Kathy Gibson reports from VMworld 2016 in Barcelona – The greatest period of disruption in IT is also the greatest period of opportunity.
This is the word from Pat Gelsinger, CEO of VMware, who says that digital transformation is the new buzzword. “Often it’s framed as you can have traditional business or new business.
“But we say that is nonsense. All business needs to be digital business. The real question is what is your strategy to succeed in the digital world?”
The difference between leaders and laggards is down to technology and culture, he adds.
Leaders tend to rewrite the rules of culture and have mobile-cloud at the core of their technology.
“We think the period of time we are in now is very profound,” Gelsinger says. “Since the Industrial Revolution everything has been about optimising. But we think what we’re doing now is as transformative as the industrial revolution.”
It’s only been 10 years since the word “cloud” became mainstream, in fact, with AWS first launched in 2006. But already it has fundamentally changed the IT world.
Back in 2006, only 2% of IT workloads ran in the cloud, and most of those were Salesforce.com. By 2011, 13% of IT workloads were running in the cloud, and the idea of private cloud was almost half of the opportunity. But 87% of workloads was still in the traditional IT operation.

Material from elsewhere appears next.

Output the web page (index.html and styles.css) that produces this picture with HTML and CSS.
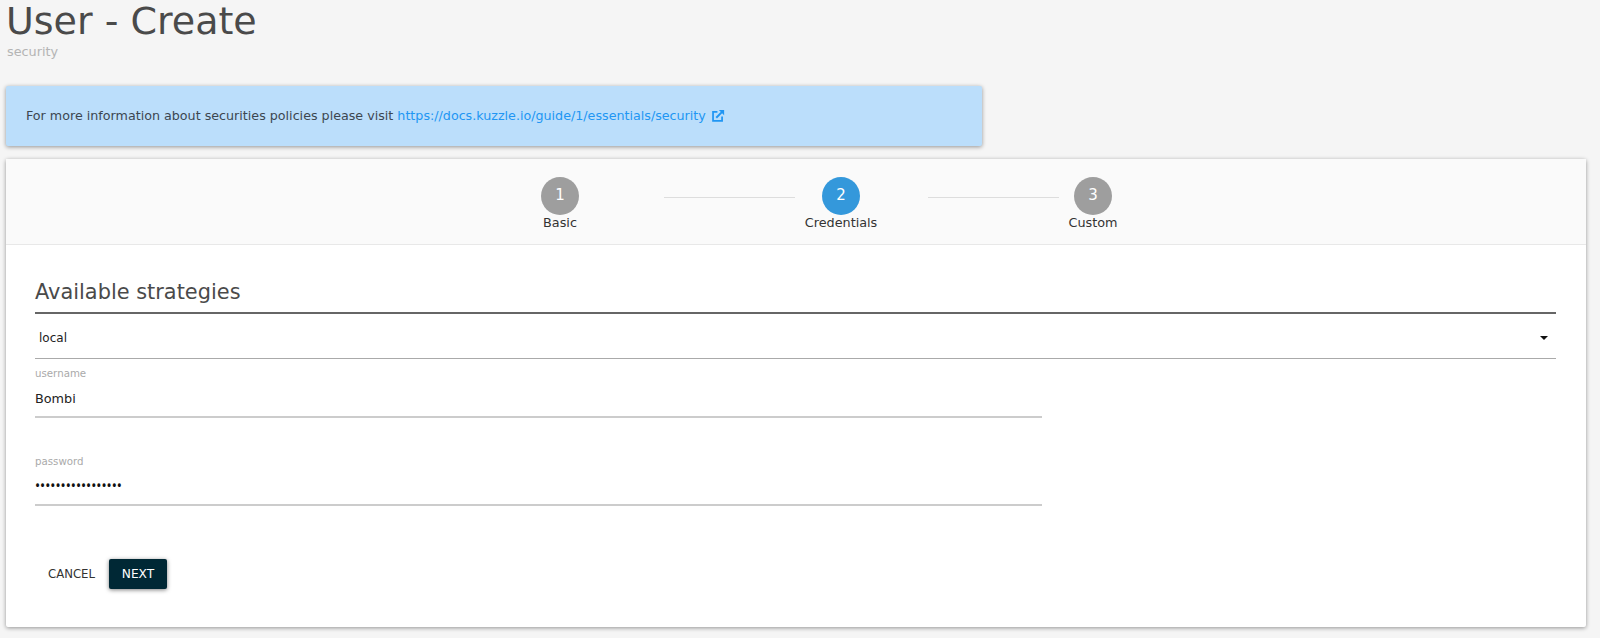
FILE: index.html
```html
<!DOCTYPE html>
<html lang="en">
<head>
<meta charset="utf-8">
<title>User - Create</title>
<link rel="stylesheet" href="styles.css">
</head>
<body>
<header class="page-head">
  <h1 class="page-title">User - Create</h1>
  <div class="page-sub">security</div>
</header>
<div class="notice">
  <span>For more information about securities policies please visit</span>
  <a class="notice-link" href="#">https://docs.kuzzle.io/guide/1/essentials/security
    <svg class="ext-icon" viewBox="0 0 24 24" width="14" height="14"><path fill="none" stroke="#2196f3" stroke-width="3" d="M11 5H3.500V20.500H19V13"/><path fill="none" stroke="#2196f3" stroke-width="3.400" d="M9 15L20 4"/><path fill="#2196f3" d="M13.500 1.500H22.500V10.500Z"/></svg>
  </a>
</div>
<main class="card">
  <div class="stepper">
    <div class="step step-basic"><div class="step-dot">1</div><div class="step-label">Basic</div></div>
    <div class="step-line"></div>
    <div class="step step-cred"><div class="step-dot active">2</div><div class="step-label">Credentials</div></div>
    <div class="step-line"></div>
    <div class="step step-custom"><div class="step-dot">3</div><div class="step-label">Custom</div></div>
  </div>
  <div class="card-body">
    <h2 class="section-title">Available strategies</h2>
    <div class="select"><span>local</span><span class="caret"></span></div>
    <div class="field field-first">
      <div class="field-label">username</div>
      <div class="field-value">Bombi</div>
    </div>
    <div class="field field-second">
      <div class="field-label">password</div>
      <div class="field-value dots">•••••••••••••••••</div>
    </div>
    <div class="actions">
      <button class="btn btn-flat">CANCEL</button>
      <button class="btn btn-raised">NEXT</button>
    </div>
  </div>
</main>
</body>
</html>
```
FILE: styles.css
```css
* { box-sizing: border-box; }
html, body { margin: 0; height: 638px; overflow: hidden; }
body {
  background: #f5f5f5;
  font-family: "DejaVu Sans", sans-serif;
  color: #333;
  padding: 0 14px 0 6px;
}
.page-head { height: 86px; }
.page-title {
  margin: 0;
  font-weight: 400;
  font-size: 38px;
  line-height: 42px;
  color: #4a4a4a;
}
.page-sub {
  padding: 1px 0 0 1px;
  font-size: 12.800px;
  line-height: 18px;
  color: #b4b4b4;
}
.notice {
  width: 976px;
  height: 60px;
  padding: 0 0 1px 20px;
  display: flex;
  align-items: center;
  gap: 4px;
  background: #bbdefb;
  border-radius: 2px;
  font-size: 12.700px;
  color: #3c4650;
  box-shadow: 0 1px 4px rgba(0,0,0,.4);
}
.notice-link { color: #2196f3; text-decoration: none; display: flex; align-items: center; gap: 5px; }
.ext-icon { display: block; }
.card {
  margin-top: 13px;
  width: 1580px;
  height: 468px;
  background: #fff;
  border-radius: 2px;
  box-shadow: 0 1px 4px rgba(0,0,0,.4);
}
.stepper {
  height: 86px;
  background: #fafafa;
  border-bottom: 1px solid #e8e8e8;
  display: flex;
  padding: 18px 0 0 501px;
}
.step { display: flex; flex-direction: column; align-items: center; }
.step-basic { width: 106px; }
.step-cred { width: 72px; }
.step-custom { width: 48px; }
.step-dot {
  width: 38px;
  height: 38px;
  border-radius: 50%;
  background: #9e9e9e;
  color: #fff;
  font-size: 15px;
  line-height: 36px;
  text-align: center;
  flex: none;
}
.step-dot.active { background: #3498db; }
.step-label { font-size: 12.800px; line-height: 16px; white-space: nowrap; color: #333; }
.step-line { width: 131px; height: 1px; background: #ddd; margin: 20px 10px 0 51px; }
.card-body { padding: 0 30px 0 29px; }
.section-title {
  margin: 0;
  height: 69px;
  padding-top: 33px;
  border-bottom: 2px solid #666;
  font-weight: 400;
  font-size: 20.900px;
  line-height: 28px;
  color: #4a4a4a;
}
.select {
  height: 45px;
  padding: 3px 8px 0 4px;
  display: flex;
  justify-content: space-between;
  align-items: center;
  border-bottom: 1px solid #aaa;
  font-size: 12px;
  color: #222;
}
.caret {
  width: 0;
  height: 0;
  border-left: 4px solid transparent;
  border-right: 4px solid transparent;
  border-top: 4px solid #111;
}
.field { width: 1007px; border-bottom: 2px solid #ccc; }
.field-first { height: 59px; padding-top: 7px; }
.field-second { margin-top: 30px; height: 58px; padding-top: 6px; }
.field-label { font-size: 10.240px; line-height: 14px; color: #aaa; }
.field-first .field-value { margin-top: 10px; }
.field-value { font-size: 12.800px; line-height: 18px; margin-top: 9px; color: #222; }
.dots { font-family: "Noto Sans", sans-serif; font-size: 13.600px; color: #111; }
.actions { margin-top: 53px; display: flex; gap: 7px; padding-left: 6px; }
.btn {
  height: 30px;
  border: 0;
  border-radius: 2px;
  padding: 0 7px;
  font-family: "DejaVu Sans", sans-serif;
  font-size: 11.700px;
  background: transparent;
  color: #333;
}
.btn-raised {
  width: 58px;
  font-size: 12.200px;
  background: #002835;
  color: #fff;
  box-shadow: 0 1px 4px rgba(0,0,0,.5);
}
```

In 2016, 15% of workloads are in the public cloud, with 12% in the private cloud – but still 73% in the traditional IT space.

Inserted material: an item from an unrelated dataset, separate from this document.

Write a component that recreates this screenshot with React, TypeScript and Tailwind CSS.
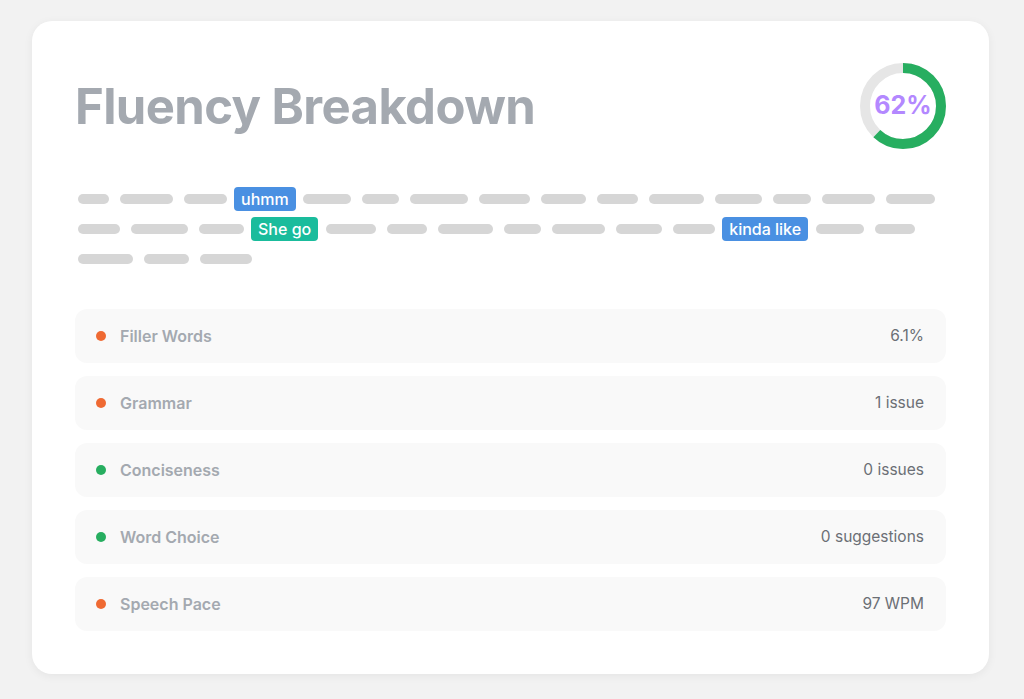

Researchers believe that by 2021, 50% of IT workloads will be in the cloud. However, 30% of that will be in the public cloud, split about 14% SaaS and 16% PaaS. By 2030, the public cloud will account for more than 50% of IT endeavour.
But there are other key changes taking place, Gelsinger says. In 2016, hosting accounts for about Euro54-billion, but this will grow to Euro99-billion by 2020.
Meanwhile devices have proliferated, although this is now flattening, with 8,2-billion today growing to 8,7-billion in 2021.
IoT, on the other hand, is exploding, with 4,1-billion devices today, growing to 18-billion in 2021 and representing a huge opportunity.
“I disagree that cloud will lead to a decrease in IT budgets,” Gelsinger says. “It think it will be a force to expand IT. The more accessible we make IT, it makes it more broadly used and impactful.”
IT is also leaving the nest of “traditional” IT, he says. “Cloud IT is touching every aspect of business, of life.”
In fact, shadow IT is set to explode, with every department in a business becoming an IT organisation. “This is great news for IT – your skills will be in demand in every department of the company.”
So what will the typical business look like over time?
An Economist Business Unit study shows that IT will have to manage eight cloud services, 175 SaaS apps, and more. But when business users were asked who is responsible for the operation and security of these environments, 90,5% say it is IT.
“So in a world where you control nothing, you are in charge,” Gelsinger points out. “We are responsible in a rapidly changing and complex world.”
This boils down to the dilemma of freedom versus control. “In a period of massive change like we are going through, this creates tensions.
“In a hybrid world it’s about giving freedom and control, delivering the tools that allow you to take advantage of all environments.”
This starts with the software-defined data centre, Gelsinger says. “We started this journey to SDDC almost exactly five years ago, which began a journey for VMware to build the different components.”
VMware today launched vSphere 6.5, including more than 100 new features that add usability, security and manageability
“This is the next release of our core franchise capability that users know and love.”
In fact, Gelsinger says users have saved 603-million megawatt hours of power consumption since the launch of vSphere. “This is enough energy to power Spain, Germany and Switzerland for an entire year.”
But it’s not just about the compute function: networking and storage are vital components of the SDDC. VMware is also launching Virtual SAN 6.5 this week.
While the SDDC focuses on the IT department and private cloud, CIOs have to consider the public cloud as well, to run a seamless hybrid cloud.
VMware is launching its cross-cloud architecture, allowing IT to run and manage workloads across any platform.
The cross-cloud architecture is based on the VMware Cloud Foundation, a fully integrated SDDC platform that brings together all the components – compute, network, storage – with an automated lifecycle manager to make it easier to manage and automate.
It also provides a platform for enabling public and private clouds, vRealize.